Emerson has focussed on removing the 42% bracket would only benefit top 20% of the income earners.
[[see speech for discussion of alternative arguments and other citations]]
It’s important to bear in mind that people focus on what they are going to lose rather than what they are going to gain. Political challenge is to focus on lowering of rates rather than focus on changes to benefits. Those who take the greatest advantage of concessions will be those who lose the most from reform. Once you have a benefit that is means tested, it means that once an income rises the benefit is removed.
Bracket creep is a concern. Important as families become subject to EMTRs. Average rather than marginal tax rates are affected by this phenomenon. Solution might be indexing.
[[see conclusion of the paper on the compliance and benefits/concessions of tax reform]]
“Fairer, simpler, more efficient tax system”. The time is right for another round of tax reform – should not let opportunity pass us by.
1. John McRobert. Nero’s fiddling while Rome burns. Flawed system fiddling doesn’t actually solve the system.
2. Difficult topic well researched.

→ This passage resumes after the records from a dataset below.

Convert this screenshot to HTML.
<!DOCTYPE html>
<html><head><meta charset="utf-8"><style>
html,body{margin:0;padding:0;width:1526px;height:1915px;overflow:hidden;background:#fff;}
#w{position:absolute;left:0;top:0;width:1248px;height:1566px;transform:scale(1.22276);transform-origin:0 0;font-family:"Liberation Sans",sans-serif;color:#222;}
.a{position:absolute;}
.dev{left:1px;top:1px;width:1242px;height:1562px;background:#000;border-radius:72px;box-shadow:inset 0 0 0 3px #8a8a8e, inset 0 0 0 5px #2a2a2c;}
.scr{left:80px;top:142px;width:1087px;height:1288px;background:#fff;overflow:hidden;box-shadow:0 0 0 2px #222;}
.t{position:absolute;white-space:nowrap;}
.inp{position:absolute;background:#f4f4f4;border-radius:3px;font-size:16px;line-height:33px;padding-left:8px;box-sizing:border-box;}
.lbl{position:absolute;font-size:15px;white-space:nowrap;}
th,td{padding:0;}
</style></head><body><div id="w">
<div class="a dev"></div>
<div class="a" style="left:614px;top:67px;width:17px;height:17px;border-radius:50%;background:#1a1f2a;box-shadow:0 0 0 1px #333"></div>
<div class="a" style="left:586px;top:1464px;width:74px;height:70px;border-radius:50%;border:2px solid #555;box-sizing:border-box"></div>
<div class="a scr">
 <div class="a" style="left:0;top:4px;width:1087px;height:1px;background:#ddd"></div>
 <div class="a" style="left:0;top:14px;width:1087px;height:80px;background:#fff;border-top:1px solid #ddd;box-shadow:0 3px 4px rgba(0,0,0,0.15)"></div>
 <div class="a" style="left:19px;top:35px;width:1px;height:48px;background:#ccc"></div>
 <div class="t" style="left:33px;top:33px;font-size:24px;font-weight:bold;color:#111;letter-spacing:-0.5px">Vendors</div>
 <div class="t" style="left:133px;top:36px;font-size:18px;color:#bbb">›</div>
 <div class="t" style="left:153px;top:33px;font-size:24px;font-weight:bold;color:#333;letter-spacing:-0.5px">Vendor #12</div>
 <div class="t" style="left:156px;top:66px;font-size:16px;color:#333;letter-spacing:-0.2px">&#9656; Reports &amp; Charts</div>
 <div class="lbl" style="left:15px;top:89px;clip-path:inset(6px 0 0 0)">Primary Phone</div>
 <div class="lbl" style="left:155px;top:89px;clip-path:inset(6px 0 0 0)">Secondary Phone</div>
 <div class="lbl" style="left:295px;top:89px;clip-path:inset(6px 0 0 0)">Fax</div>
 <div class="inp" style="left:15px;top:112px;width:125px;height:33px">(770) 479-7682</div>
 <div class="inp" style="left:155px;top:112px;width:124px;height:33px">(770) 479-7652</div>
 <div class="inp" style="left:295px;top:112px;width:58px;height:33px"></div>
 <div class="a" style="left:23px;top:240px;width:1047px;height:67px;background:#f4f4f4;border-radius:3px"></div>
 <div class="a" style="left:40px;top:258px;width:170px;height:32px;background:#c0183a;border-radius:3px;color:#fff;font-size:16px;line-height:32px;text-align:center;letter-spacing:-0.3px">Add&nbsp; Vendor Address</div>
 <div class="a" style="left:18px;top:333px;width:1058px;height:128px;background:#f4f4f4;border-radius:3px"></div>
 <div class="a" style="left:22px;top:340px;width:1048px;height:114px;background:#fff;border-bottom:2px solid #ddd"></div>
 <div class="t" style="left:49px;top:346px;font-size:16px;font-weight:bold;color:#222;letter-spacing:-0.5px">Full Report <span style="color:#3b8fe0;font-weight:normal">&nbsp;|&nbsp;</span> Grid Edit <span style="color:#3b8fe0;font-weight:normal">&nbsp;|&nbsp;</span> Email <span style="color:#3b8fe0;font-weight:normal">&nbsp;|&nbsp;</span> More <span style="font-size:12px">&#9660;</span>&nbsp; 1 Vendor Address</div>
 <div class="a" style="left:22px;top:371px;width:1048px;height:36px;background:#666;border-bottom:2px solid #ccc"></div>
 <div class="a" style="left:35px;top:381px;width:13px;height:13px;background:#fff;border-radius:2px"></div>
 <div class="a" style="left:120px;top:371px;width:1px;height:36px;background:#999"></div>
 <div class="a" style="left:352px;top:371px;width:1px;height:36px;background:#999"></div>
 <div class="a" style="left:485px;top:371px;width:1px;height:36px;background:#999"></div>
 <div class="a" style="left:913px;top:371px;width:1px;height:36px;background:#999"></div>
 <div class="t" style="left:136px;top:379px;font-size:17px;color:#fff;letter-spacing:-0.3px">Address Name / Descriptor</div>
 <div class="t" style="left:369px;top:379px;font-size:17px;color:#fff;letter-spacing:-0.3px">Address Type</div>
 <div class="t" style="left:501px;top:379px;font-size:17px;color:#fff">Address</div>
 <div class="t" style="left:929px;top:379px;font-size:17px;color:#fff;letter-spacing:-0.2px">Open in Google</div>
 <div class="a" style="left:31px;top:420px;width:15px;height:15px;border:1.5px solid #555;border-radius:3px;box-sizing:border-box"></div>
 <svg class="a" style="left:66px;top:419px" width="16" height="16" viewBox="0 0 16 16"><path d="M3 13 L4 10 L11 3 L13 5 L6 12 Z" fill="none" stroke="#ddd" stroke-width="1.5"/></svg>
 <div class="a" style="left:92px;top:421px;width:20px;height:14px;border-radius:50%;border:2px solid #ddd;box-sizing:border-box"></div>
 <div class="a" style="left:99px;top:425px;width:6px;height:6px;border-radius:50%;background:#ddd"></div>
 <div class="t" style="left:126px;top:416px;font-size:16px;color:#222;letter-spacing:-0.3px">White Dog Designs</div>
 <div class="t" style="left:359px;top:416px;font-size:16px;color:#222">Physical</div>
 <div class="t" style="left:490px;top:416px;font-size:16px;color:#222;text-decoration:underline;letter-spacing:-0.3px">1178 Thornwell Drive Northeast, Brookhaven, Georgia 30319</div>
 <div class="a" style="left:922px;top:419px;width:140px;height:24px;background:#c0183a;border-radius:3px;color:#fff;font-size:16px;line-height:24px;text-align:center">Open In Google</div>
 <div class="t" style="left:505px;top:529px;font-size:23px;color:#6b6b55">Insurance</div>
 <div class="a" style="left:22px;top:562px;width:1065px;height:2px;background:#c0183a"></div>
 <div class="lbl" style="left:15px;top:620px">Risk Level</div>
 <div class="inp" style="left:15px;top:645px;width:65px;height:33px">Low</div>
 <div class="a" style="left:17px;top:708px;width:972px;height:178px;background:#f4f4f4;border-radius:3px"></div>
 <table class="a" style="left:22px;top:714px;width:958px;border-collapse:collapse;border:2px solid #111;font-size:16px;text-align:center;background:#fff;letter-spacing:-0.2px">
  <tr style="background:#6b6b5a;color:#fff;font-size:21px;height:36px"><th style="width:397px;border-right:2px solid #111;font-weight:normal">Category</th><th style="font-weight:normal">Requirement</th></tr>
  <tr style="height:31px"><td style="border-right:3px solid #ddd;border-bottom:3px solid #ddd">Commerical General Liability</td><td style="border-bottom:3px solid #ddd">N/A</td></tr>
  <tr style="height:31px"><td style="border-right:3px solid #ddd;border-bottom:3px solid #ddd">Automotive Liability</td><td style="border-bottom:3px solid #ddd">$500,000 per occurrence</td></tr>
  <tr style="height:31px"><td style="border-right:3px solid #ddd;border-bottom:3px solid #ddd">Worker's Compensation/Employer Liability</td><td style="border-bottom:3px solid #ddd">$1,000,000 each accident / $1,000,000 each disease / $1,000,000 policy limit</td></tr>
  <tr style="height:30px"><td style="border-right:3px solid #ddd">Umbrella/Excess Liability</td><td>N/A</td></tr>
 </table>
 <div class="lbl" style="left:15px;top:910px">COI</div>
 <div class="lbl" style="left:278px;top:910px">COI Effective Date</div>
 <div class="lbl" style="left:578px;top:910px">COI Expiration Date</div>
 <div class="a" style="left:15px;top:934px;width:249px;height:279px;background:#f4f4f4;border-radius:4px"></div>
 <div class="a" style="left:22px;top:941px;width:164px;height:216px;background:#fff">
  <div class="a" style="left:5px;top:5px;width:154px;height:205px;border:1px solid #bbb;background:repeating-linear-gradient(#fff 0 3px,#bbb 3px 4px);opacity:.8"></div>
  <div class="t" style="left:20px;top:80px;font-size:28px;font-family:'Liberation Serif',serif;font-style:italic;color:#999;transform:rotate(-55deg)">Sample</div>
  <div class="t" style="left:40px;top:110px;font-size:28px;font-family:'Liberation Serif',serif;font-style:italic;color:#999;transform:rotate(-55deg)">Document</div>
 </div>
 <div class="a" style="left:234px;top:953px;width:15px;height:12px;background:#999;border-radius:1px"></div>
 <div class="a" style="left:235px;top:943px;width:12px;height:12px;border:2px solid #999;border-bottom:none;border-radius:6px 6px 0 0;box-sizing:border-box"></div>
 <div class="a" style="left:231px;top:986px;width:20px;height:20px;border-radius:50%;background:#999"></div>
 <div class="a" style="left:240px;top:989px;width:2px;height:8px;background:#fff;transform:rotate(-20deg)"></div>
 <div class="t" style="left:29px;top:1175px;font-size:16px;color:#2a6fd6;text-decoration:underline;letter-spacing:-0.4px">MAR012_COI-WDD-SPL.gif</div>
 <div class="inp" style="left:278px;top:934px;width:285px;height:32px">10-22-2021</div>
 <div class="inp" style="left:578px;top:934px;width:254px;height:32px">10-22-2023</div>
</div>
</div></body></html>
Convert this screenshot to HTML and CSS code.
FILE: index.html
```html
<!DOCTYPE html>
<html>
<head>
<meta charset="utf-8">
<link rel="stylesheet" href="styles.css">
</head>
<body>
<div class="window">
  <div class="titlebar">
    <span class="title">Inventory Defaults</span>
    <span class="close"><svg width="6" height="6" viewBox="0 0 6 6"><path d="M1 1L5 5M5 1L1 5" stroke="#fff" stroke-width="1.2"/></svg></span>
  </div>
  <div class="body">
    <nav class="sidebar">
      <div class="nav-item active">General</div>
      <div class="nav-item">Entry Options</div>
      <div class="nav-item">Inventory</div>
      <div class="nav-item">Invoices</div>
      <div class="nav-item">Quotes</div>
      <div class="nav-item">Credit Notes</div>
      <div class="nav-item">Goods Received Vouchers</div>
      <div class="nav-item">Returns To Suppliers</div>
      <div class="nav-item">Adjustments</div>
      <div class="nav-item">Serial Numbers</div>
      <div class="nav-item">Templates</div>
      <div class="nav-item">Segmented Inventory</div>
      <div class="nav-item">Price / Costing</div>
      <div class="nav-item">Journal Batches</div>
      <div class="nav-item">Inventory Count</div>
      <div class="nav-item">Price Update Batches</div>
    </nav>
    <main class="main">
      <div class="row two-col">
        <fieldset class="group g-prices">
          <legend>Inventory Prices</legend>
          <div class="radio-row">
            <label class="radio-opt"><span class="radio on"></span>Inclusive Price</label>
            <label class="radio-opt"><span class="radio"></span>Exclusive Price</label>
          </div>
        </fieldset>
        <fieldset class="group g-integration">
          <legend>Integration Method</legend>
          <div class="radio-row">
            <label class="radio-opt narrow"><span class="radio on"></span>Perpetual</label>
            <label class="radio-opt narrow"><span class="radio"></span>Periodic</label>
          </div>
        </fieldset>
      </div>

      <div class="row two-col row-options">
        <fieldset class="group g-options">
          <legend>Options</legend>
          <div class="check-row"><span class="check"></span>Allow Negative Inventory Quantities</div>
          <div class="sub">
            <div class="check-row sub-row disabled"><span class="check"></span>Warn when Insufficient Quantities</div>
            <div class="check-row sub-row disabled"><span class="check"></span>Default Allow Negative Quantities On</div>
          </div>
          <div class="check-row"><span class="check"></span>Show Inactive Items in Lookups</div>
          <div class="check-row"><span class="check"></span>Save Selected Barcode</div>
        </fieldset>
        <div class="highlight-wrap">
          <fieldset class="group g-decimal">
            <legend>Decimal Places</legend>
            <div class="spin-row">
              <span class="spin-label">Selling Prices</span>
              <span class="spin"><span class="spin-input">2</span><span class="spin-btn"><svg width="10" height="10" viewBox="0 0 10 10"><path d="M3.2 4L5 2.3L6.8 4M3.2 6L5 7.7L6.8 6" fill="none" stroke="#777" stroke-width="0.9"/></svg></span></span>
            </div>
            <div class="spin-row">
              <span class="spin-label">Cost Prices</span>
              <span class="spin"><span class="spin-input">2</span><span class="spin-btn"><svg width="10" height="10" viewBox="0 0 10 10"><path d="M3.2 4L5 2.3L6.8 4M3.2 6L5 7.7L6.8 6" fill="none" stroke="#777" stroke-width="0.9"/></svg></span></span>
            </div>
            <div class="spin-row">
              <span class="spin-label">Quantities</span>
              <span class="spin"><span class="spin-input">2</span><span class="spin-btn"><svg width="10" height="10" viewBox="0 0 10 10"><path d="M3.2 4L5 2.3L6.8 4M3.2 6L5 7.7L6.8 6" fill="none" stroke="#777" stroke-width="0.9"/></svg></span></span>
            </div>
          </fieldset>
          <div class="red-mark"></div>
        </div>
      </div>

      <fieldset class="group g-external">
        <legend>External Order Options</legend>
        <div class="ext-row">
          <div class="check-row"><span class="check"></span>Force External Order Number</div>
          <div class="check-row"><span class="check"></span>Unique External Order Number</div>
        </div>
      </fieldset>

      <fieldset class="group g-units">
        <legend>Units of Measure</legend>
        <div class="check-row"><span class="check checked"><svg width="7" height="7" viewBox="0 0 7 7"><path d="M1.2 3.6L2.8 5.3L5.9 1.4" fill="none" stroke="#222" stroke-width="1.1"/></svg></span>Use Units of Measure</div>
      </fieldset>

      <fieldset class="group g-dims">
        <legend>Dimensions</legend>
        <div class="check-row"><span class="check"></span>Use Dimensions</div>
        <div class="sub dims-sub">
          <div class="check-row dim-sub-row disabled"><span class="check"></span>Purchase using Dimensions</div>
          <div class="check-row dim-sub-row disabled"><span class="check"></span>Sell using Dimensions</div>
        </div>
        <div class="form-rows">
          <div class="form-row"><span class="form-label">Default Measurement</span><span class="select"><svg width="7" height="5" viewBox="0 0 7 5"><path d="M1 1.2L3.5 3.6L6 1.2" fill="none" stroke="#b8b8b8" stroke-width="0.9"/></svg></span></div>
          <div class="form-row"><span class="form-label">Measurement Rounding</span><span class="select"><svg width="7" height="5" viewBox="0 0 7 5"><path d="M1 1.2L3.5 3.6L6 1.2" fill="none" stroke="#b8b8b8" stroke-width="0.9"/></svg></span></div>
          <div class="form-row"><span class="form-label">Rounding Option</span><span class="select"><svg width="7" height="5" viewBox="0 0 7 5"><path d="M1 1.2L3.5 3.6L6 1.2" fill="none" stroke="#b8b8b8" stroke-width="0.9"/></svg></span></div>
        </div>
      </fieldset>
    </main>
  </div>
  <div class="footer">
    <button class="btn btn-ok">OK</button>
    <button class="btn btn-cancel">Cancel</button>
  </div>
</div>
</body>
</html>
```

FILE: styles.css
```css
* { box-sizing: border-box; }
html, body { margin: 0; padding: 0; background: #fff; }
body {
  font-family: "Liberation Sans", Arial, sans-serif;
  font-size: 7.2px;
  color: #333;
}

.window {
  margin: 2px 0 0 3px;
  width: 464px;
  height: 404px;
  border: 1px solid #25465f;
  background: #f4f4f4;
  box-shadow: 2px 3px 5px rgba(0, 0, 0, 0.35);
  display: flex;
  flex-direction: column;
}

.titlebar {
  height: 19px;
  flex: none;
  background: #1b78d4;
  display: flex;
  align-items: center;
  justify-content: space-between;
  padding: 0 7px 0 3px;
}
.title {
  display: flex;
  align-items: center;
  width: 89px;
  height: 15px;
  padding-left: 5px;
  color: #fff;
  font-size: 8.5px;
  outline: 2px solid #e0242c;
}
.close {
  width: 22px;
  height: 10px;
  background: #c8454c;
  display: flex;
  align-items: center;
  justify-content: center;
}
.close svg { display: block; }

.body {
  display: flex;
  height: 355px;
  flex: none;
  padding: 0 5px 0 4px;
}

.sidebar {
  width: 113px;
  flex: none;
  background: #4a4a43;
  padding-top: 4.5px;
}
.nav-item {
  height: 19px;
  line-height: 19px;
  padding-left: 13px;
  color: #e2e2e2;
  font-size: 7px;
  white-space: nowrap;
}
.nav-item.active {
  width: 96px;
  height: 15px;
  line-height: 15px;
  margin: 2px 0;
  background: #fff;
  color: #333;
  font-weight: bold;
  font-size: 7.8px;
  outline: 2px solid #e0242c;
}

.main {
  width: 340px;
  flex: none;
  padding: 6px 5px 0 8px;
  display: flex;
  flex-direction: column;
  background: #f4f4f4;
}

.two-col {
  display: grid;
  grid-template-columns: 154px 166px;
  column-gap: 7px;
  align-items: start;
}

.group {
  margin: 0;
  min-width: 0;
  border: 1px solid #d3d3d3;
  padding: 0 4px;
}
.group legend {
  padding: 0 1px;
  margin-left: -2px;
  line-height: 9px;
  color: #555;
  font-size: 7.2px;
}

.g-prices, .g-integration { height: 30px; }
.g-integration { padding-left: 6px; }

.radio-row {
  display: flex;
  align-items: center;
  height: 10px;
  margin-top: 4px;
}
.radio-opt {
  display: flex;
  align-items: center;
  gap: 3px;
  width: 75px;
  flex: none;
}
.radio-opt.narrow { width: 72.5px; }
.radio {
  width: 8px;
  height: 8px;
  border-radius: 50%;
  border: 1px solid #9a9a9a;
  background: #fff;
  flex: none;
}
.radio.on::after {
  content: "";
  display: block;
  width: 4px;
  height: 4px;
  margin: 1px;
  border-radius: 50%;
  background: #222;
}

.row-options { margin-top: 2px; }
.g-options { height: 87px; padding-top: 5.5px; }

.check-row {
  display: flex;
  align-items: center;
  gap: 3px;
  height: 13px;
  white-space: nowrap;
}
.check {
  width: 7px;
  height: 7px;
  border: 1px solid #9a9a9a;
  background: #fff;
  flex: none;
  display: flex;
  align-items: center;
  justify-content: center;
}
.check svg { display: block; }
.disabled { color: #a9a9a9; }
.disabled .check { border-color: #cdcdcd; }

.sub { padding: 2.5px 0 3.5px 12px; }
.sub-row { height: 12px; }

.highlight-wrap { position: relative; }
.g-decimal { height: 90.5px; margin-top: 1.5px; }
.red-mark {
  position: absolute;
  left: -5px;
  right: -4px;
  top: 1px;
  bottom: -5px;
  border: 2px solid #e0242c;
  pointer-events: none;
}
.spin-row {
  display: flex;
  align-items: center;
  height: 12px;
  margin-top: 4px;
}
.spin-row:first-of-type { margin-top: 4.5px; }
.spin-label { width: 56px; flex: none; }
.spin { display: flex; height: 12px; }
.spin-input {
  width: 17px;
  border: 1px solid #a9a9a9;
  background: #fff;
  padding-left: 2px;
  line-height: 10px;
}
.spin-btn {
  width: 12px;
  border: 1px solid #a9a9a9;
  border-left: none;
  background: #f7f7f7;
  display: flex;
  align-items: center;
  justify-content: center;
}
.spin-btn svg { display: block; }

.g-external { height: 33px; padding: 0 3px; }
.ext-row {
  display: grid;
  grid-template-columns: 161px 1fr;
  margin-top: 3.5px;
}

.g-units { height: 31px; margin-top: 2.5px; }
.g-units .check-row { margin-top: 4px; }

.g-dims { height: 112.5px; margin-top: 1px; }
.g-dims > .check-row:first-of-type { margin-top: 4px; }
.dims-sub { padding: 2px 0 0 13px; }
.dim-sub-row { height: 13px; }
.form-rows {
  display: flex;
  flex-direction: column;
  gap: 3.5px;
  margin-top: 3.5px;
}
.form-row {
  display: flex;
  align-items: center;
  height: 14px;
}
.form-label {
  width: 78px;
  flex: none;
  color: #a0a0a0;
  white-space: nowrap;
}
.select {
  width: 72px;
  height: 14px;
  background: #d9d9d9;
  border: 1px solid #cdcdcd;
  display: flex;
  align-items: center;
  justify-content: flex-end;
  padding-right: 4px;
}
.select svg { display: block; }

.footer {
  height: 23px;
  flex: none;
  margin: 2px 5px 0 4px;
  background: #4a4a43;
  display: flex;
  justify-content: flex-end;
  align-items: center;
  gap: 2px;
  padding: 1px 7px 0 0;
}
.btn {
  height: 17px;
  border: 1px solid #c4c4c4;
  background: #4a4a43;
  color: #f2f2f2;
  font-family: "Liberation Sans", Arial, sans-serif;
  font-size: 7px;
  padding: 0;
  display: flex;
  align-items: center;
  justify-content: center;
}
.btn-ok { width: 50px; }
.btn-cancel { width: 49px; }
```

Did you look at the 2% expenditure tax? Turnbull wasn’t persuaded by the argument. Didn’t think it would be feasible. Michael Something. No income tax.
3. Unless you get everyone behind you, you can’t necessarily get things through. How do you intend to reform? Turnbull – suggests they we don’t embed tax reform in the Constitution (!). It’s possible to change and better not to be too complex. Incremental change adds complexity. Tax reform only really understood by an elite few.
4. Modelled impact on inflation? Turnbull doesn’t think his changes would have any impact on inflation. If no benefit in inflation, then how we lower and middle Australia benefit from proposed change. Turnbull: one of the dividends of a more efficient system is improvement on inflation. But there seems to be no general impact on inflation.